Yerleşmiş Yargıtay içtihatlarında ve 01.04.1974 tarihli 1/2 sayılı İçtihadı Birleştirme Kararında açıklandığı üzere görünürdeki sözleşme tarafların gerçek iradelerine uymadığından, gizli bağış sözleşmesi de Türk Medeni Kanunu'nun (TMK) 706., Türk Borçlar Kanunu'nun (TBK) 237. ve Tapu Kanunu'nun 26. maddelerinde öngörülen şekil koşullarından yoksun bulunduğundan, saklı pay sahibi olsun veya olmasın miras hakkı çiğnenen tüm mirasçılar dava açarak resmi sözleşmenin muvazaa nedeni ile geçersizliğinin tespitini ve buna dayanılarak oluşturulan tapu kaydının iptalini isteyebilirler.
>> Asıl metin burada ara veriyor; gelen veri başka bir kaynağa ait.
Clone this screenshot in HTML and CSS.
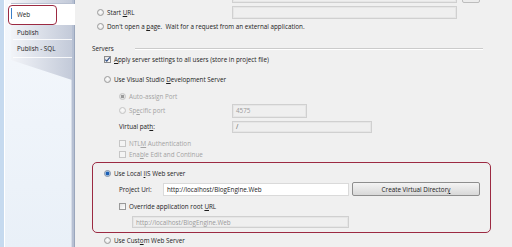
FILE: index.html
```html
<!DOCTYPE html>
<html lang="en">
<head>
    <meta charset="UTF-8">
    <title>Web - Project Properties</title>
    <link rel="stylesheet" href="styles.css">
</head>
<body>
    <div class="window">
        <aside class="nav">
            <ul class="tabs">
                <li class="tab tab-top"></li>
                <li class="tab tab-active"><span class="tab-mark">Web</span></li>
                <li class="tab tab-publish">Publish</li>
                <li class="tab tab-sql">Publish - SQL</li>
            </ul>
        </aside>

        <main class="page">
            <div class="row row-cut">
                <span class="label-cell"></span>
                <span class="input input-url"></span>
                <span class="btn-browse"></span>
            </div>
            <div class="row row-start">
                <label class="label-cell"><span class="radio"></span><span>Start <u>U</u>RL</span></label>
                <span class="input input-url"></span>
            </div>
            <div class="row row-none">
                <label><span class="radio"></span><span>Don't open a <u>p</u>age.&nbsp; Wait for a request from an external application.</span></label>
            </div>

            <div class="group-head">
                <span class="group-title">Servers</span>
                <span class="group-line"></span>
            </div>
            <div class="row row-apply opt">
                <label><span class="check checked"><svg viewBox="0 0 7 7" width="7" height="7"><path d="M1.3 3.6 L2.8 5.2 L5.8 1.4" fill="none" stroke="#2f4f86" stroke-width="1.2"/></svg></span><span><u>A</u>pply server settings to all users (store in project file)</span></label>
            </div>
            <div class="row row-vs opt">
                <label><span class="radio"></span><span>Use Visual Studio <u>D</u>evelopment Server</span></label>
            </div>
            <div class="row row-auto sub disabled">
                <label><span class="radio dot-gray"></span><span>Auto-assign Port</span></label>
            </div>
            <div class="row row-port sub disabled">
                <label class="label-cell-sub"><span class="radio"></span><span>Sp<u>e</u>cific port</span></label>
                <span class="input input-port">4575</span>
            </div>
            <div class="row row-path sub">
                <label class="label-cell-sub"><span>Virtual pat<u>h</u>:</span></label>
                <span class="input input-path">/</span>
            </div>
            <div class="row row-ntlm sub disabled">
                <label><span class="check"></span><span>NTL<u>M</u> Authentication</span></label>
            </div>
            <div class="row row-edit sub disabled">
                <label><span class="check"></span><span>Ena<u>b</u>le Edit and Continue</span></label>
            </div>

            <section class="iis-box">
                <div class="row row-iis">
                    <label><span class="radio dot-blue"></span><span>Use Local <u>I</u>IS Web server</span></label>
                </div>
                <div class="row row-project">
                    <label class="project-label">Project Url:</label>
                    <span class="input input-project">http://localhost/BlogEngine.Web</span>
                    <button class="btn"><span>Create Virtual Director<u>y</u></span></button>
                </div>
                <div class="row row-override">
                    <label><span class="check"></span><span>Override application root <u>U</u>RL</span></label>
                </div>
                <div class="row row-root">
                    <span class="input input-root">http://localhost/BlogEngine.Web</span>
                </div>
            </section>

            <div class="row row-custom opt">
                <label><span class="radio"></span><span>Use Cust<u>o</u>m Web Server</span></label>
            </div>
        </main>
    </div>
</body>
</html>
```

FILE: styles.css
```css
* {
    margin: 0;
    padding: 0;
    box-sizing: border-box;
}

body {
    background: #f0f0f0;
    font-family: "Open Sans", "Noto Sans", sans-serif;
    font-size: 6.3px;
    color: #1c1c1c;
    overflow: hidden;
}

.window {
    display: flex;
    height: 247px;
}

/* left navigation */

.nav {
    flex: 0 0 75px;
    height: 247px;
    background:
        linear-gradient(to right, #c6daef 0 4px, #ffffff 4px 5px, transparent 5px 71px, #d7dde8 71px 72px, #b6c0d3 72px 74px, #9aa6bc 74px 75px),
        linear-gradient(#f5f8fc, #e9f0f8);
}

.tabs {
    list-style: none;
    margin-left: 8px;
    height: 82px;
    background: linear-gradient(to right, transparent 0 3px, #f2f4f8 3px, #c3cad9 64px, transparent 64px);
    clip-path: polygon(0 0, 100% 0, 100% 82px, 64px 82px, 64px 80px, 3px 60px, 0 60px);
}

.tab {
    margin: 0 3px 0 5px;
    padding-left: 4px;
    display: flex;
    align-items: center;
    border-bottom: 1px solid rgba(255, 255, 255, 0.85);
}

.tab-top {
    height: 4px;
    border-bottom: 1px solid #b9c1d1;
    margin-left: 3px;
}

.tab-active {
    margin: 0;
    padding: 0;
    height: 21px;
    border-bottom: none;
    background:
        linear-gradient(#3b7fc9, #3b7fc9) no-repeat 3px 4px / 1px 11px,
        #ffffff;
}

.tab-mark {
    width: 49px;
    height: 20px;
    padding-left: 8px;
    display: flex;
    align-items: center;
    border: 1px solid #9c2a42;
    border-radius: 4px;
}

.tab-publish {
    height: 15px;
}

.tab-sql {
    height: 18px;
}

/* main page */

.page {
    flex: 1;
    padding-left: 17px;
    display: flex;
    flex-direction: column;
}

.row {
    display: flex;
    align-items: center;
    white-space: nowrap;
}

.row label {
    display: flex;
    align-items: center;
}

.disabled label {
    color: #a3a3a3;
}

.row-cut {
    height: 14px;
    margin-top: -11px;
    padding-left: 5px;
}

.row-start {
    height: 13px;
    margin-top: 3px;
    padding-left: 5px;
}

.label-cell {
    flex: 0 0 135px;
}

.label-cell-sub {
    flex: 0 0 113px;
}

.row-none {
    height: 14px;
    margin-top: 1px;
    padding-left: 5px;
}

.opt {
    padding-left: 12px;
}

.sub {
    padding-left: 27px;
}

.group-head {
    display: flex;
    align-items: center;
    width: 391px;
    height: 12px;
    margin-top: 9px;
}

.group-title {
    flex: 0 0 43px;
}

.group-line {
    flex: 1;
    height: 2px;
    border-top: 1px solid #cbcbcb;
    border-bottom: 1px solid #ffffff;
}

.row-apply { height: 10px; }
.row-vs { height: 14px; margin-top: 8px; }
.row-auto { height: 13px; margin-top: 3px; }
.row-port { height: 14px; margin-top: 1px; }
.row-path { height: 13px; margin-top: 3px; }
.row-ntlm { height: 12px; margin-top: 4px; }
.row-edit { height: 10px; }

/* radio and checkbox glyphs */

.radio {
    width: 7px;
    height: 7px;
    margin-right: 3px;
    border-radius: 50%;
    border: 1px solid #9b9b9b;
    background: radial-gradient(circle at 50% 40%, #ffffff, #dcdcdc);
    flex: 0 0 auto;
}

.disabled .radio {
    border-color: #c4c4c4;
    background: radial-gradient(circle at 50% 40%, #fbfbfb, #e8e8e8);
}

.radio.dot-gray {
    background: radial-gradient(circle, #9a9a9a 0 1.6px, #e4e4e4 2px);
}

.radio.dot-blue {
    border-color: #7f8ea3;
    background: radial-gradient(circle, #1c5fb5 0 1.5px, #8cb4e0 2px, #e6eef7 2.6px);
}

.check {
    width: 7px;
    height: 7px;
    margin-right: 3px;
    border: 1px solid #999999;
    background: linear-gradient(135deg, #e2e2e2, #ffffff);
    flex: 0 0 auto;
    display: flex;
}

.check svg {
    margin: -1px;
}

.disabled .check {
    border-color: #c6c6c6;
    background: #f4f4f4;
}

.row-apply .check {
    border-color: #8b8b8b;
}

/* inputs and buttons */

.input {
    display: flex;
    align-items: center;
    padding-left: 3px;
    border: 1px solid #d0d0d0;
    box-shadow: inset 0 0 0 1px #e6e6e6;
    background: #efefef;
    color: #9a9a9a;
    height: 100%;
}

.input-url {
    width: 225px;
}

.btn-browse {
    width: 18px;
    height: 100%;
    margin-left: 5px;
    border: 1px solid #bdbdbd;
    border-radius: 2px;
    background: #ececec;
}

.input-port {
    width: 75px;
}

.input-path {
    width: 140px;
    color: #555555;
}

.iis-box {
    width: 399px;
    height: 71px;
    margin-top: 3px;
    padding: 4px 0 0 11px;
    border: 1px solid #9c2a42;
    border-radius: 5px;
}

.row-iis { height: 13px; }

.row-project {
    height: 14px;
    margin-top: 2px;
    padding-left: 15px;
}

.project-label {
    flex: 0 0 44px;
}

.input-project {
    width: 186px;
    height: 13px;
    background: #ffffff;
    color: #1c1c1c;
    box-shadow: none;
    border-color: #dadada;
}

.btn {
    width: 128px;
    height: 14px;
    margin-left: 3px;
    font: inherit;
    color: #1c1c1c;
    border: 1px solid #8e8e8e;
    border-radius: 2px;
    background: linear-gradient(#f4f4f4, #e6e6e6 50%, #d8d8d8);
}

.row-override {
    height: 12px;
    margin-top: 4px;
    padding-left: 15px;
}

.row-root {
    height: 12px;
    margin-top: 4px;
    padding-left: 28px;
}

.input-root {
    width: 217px;
}

.row-custom {
    height: 13px;
    margin-top: 1px;
}
```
Hemen belirtmek gerekir ki; bu tür uyuşmazlıkların sağlıklı, adil ve doğru bir çözüme ulaştırılabilmesi, davalıya yapılan temlikin gerçek yönünün diğer bir söyleyişle miras bırakanın asıl irade ve amacının duraksamaya yer bırakmayacak biçimde ortaya çıkarılmasına bağlıdır. Bir iç sorun olan gizlenen gerçek irade ve amacın tespiti ile durumun aydınlığa kavuşturulması genellikle zor olduğundan bu yöndeki delillerin eksiksiz toplanılması yanında birlikte ve doğru şekilde değerlendirilmesi de büyük önem taşımaktadır. Bunun için de ülke ve yörenin gelenek ve görenekleri, toplumsal eğilimleri, olayların olağan akışı, mirasbırakanın sözleşmeyi yapmakta haklı ve makul bir nedeninin bulunup bulunmadığı, davalı yanın alım gücünün olup olmadığı, satış bedeli ile sözleşme tarihindeki gerçek değer arasındaki fark, taraflar ile mirasbırakan arasındaki beşeri ilişki gibi olgulardan yararlanılmasında zorunluluk vardır.
3.3. Değerlendirme
Dosya içeriğine, toplanan delillere, hükmün dayandığı yasal ve hukuksal gerekçeye, delillerin takdirinin yerinde olmasına göre, Bölge Adliye Mahkemesince (IV/3.) no.lu paragrafta yer verilen gerekçeyle yazılı şekilde karar verilmesinde bir isabetsizlik yoktur.
VI. SONUÇ:
Açıklanan nedenlerle, davalı- karşı davacılar vekilinin yerinde bulunmayan temyiz itirazlarının reddiyle usul ve yasaya uygun olan hükmün ONANMASINA, 20/11/2021 tarihinde yürürlüğe giren Avukatlık Asgari Ücret Tarifesi gereğince gelen temyiz edilen davacı-karşı davalı vekili için 3.815,00 TL duruşma vekâlet ücretinin davalı-karşı davacılardan alınmasına, asıl dava yönünden aşağıda yazılı 13.792,35 TL bakiye onama harcının davalı-karşı davacılardan alınmasına, karşı dava yönünden alınması gerekli 80,70 TL onama harcı peşin alındığından karşı dava yönünden başka harç alınmasına yer olmadığına, 02/06/2022 tarihinde kesin olmak üzere oybirliğiyle karar verildi.